(Pages as source code)
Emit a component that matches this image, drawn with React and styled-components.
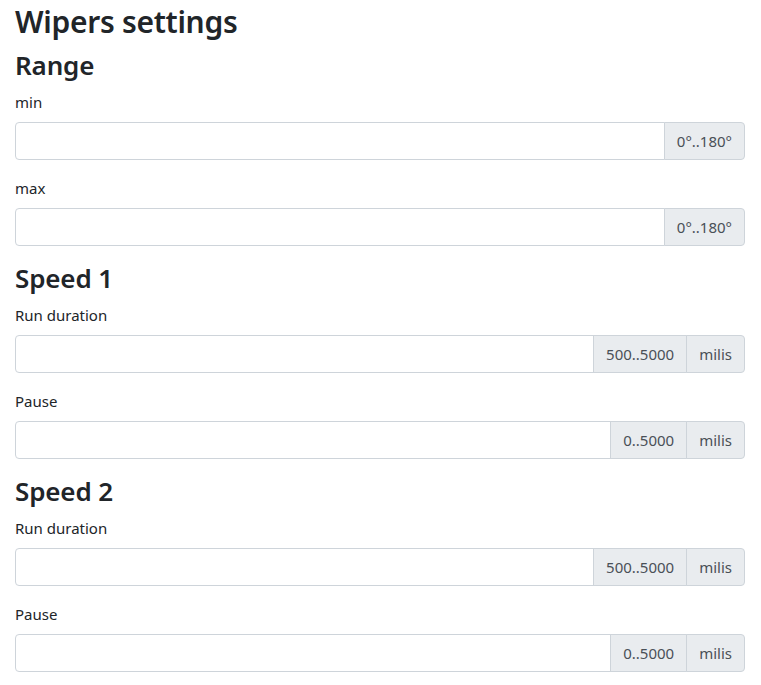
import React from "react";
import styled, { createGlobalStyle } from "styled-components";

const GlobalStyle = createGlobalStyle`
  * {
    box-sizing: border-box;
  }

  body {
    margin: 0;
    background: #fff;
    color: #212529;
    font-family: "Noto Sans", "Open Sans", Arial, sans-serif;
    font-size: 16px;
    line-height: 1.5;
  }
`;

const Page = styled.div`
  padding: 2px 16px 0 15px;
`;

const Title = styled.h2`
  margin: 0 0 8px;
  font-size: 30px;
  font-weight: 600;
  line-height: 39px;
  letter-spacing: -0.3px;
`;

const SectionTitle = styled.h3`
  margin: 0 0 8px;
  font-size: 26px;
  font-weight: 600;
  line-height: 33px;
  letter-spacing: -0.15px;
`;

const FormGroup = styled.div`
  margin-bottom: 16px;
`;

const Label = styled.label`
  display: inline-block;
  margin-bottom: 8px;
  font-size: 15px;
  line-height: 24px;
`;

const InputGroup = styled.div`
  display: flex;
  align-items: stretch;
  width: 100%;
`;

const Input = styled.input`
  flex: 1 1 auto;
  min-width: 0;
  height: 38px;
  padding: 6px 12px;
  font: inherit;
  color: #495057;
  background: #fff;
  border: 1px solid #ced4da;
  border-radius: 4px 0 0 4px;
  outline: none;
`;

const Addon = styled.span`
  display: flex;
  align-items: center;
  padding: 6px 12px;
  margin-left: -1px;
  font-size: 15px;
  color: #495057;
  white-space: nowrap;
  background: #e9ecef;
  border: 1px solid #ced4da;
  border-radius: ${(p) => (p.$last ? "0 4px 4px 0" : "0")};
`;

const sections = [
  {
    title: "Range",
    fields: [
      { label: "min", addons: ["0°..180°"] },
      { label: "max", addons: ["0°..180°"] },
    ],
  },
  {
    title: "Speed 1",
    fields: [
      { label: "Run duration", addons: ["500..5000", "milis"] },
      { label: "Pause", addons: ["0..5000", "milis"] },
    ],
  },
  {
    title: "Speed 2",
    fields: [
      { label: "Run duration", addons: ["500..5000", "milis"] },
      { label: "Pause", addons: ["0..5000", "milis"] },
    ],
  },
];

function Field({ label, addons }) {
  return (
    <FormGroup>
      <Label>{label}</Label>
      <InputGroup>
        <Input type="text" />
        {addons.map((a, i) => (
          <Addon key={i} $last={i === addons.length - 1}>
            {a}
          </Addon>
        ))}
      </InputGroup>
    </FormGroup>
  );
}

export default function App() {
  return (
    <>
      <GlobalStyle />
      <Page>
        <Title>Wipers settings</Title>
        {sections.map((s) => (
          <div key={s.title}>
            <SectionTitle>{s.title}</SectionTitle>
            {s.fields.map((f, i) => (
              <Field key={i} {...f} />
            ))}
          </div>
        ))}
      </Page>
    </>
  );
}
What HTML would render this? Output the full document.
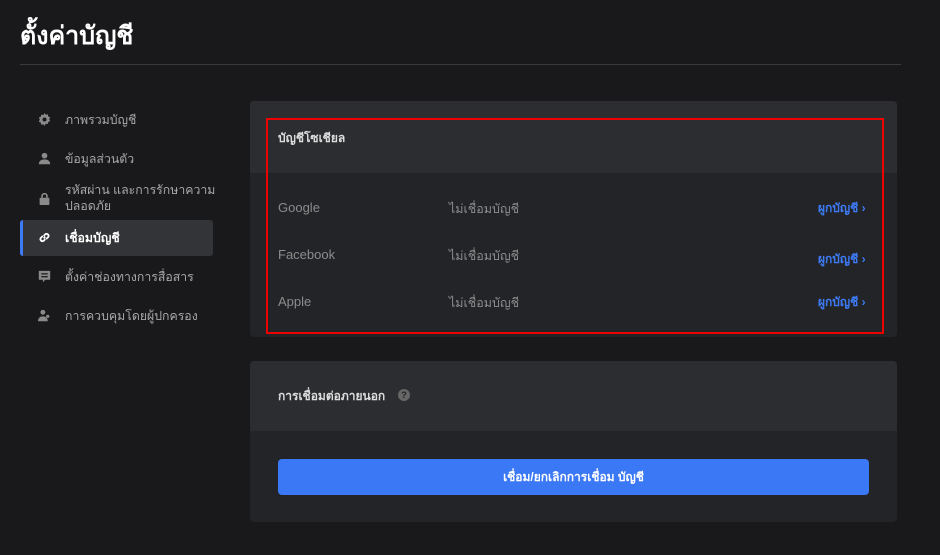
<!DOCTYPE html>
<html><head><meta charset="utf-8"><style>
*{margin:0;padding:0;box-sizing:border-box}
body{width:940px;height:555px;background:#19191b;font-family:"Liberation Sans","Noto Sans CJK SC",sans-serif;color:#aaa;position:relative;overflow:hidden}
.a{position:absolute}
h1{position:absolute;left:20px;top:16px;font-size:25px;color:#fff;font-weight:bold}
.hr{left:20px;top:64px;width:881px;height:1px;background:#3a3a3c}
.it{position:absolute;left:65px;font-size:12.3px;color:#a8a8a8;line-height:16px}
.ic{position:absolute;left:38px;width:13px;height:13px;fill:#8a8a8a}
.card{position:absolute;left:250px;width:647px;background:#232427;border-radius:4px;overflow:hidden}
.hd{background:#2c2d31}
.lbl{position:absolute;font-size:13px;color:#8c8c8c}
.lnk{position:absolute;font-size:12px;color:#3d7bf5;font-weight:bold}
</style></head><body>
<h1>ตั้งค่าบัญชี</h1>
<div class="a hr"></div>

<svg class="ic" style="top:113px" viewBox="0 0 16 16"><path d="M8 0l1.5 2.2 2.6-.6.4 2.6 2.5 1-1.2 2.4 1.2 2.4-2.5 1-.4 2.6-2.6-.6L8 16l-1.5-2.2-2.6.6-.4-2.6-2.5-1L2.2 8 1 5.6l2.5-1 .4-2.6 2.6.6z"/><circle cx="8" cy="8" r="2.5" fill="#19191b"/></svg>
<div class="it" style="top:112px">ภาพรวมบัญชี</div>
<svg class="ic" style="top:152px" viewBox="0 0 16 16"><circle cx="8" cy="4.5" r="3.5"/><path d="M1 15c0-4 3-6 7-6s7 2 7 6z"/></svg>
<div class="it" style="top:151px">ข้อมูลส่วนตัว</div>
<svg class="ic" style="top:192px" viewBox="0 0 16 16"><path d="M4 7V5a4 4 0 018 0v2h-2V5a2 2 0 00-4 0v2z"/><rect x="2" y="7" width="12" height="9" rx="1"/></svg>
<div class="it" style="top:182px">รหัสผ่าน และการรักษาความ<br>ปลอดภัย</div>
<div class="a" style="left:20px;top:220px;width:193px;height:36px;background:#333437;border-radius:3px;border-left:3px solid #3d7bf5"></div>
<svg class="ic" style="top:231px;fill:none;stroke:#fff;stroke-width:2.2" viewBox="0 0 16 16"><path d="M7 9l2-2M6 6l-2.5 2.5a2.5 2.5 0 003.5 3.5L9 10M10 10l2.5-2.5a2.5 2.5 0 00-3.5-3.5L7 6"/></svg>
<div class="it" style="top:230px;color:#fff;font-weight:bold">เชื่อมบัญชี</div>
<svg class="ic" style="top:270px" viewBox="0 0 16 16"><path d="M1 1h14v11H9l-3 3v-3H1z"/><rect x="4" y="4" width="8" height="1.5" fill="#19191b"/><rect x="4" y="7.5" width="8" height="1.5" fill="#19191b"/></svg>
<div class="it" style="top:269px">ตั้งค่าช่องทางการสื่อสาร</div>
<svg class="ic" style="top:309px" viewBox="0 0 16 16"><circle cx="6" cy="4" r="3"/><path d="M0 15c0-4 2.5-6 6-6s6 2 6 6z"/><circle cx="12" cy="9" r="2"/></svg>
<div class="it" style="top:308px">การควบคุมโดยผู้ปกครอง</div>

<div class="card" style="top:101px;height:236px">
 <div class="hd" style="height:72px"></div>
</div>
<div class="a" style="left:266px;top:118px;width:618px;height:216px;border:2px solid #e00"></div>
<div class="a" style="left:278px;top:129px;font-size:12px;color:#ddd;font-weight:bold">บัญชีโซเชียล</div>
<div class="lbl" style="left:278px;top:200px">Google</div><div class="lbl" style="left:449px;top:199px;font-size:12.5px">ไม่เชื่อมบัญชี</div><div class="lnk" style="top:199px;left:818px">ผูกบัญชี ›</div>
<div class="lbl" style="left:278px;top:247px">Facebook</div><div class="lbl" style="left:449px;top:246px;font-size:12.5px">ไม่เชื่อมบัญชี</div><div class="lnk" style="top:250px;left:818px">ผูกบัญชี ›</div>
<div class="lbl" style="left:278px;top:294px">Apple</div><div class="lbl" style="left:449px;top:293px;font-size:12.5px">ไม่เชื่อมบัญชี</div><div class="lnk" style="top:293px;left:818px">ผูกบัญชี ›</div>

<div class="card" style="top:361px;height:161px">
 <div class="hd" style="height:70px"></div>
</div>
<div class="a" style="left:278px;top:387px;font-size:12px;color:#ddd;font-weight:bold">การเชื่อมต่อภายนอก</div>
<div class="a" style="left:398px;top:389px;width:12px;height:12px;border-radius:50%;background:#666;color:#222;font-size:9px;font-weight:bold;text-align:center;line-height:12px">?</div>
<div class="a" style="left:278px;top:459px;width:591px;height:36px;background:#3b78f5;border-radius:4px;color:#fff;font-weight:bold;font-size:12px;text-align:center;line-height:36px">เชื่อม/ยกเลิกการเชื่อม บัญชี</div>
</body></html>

**EXERCISE:**
Determine how many lines of the records above contain the word "components", and report only that number.

**SOLUTION TO THIS EXERCISE:**
2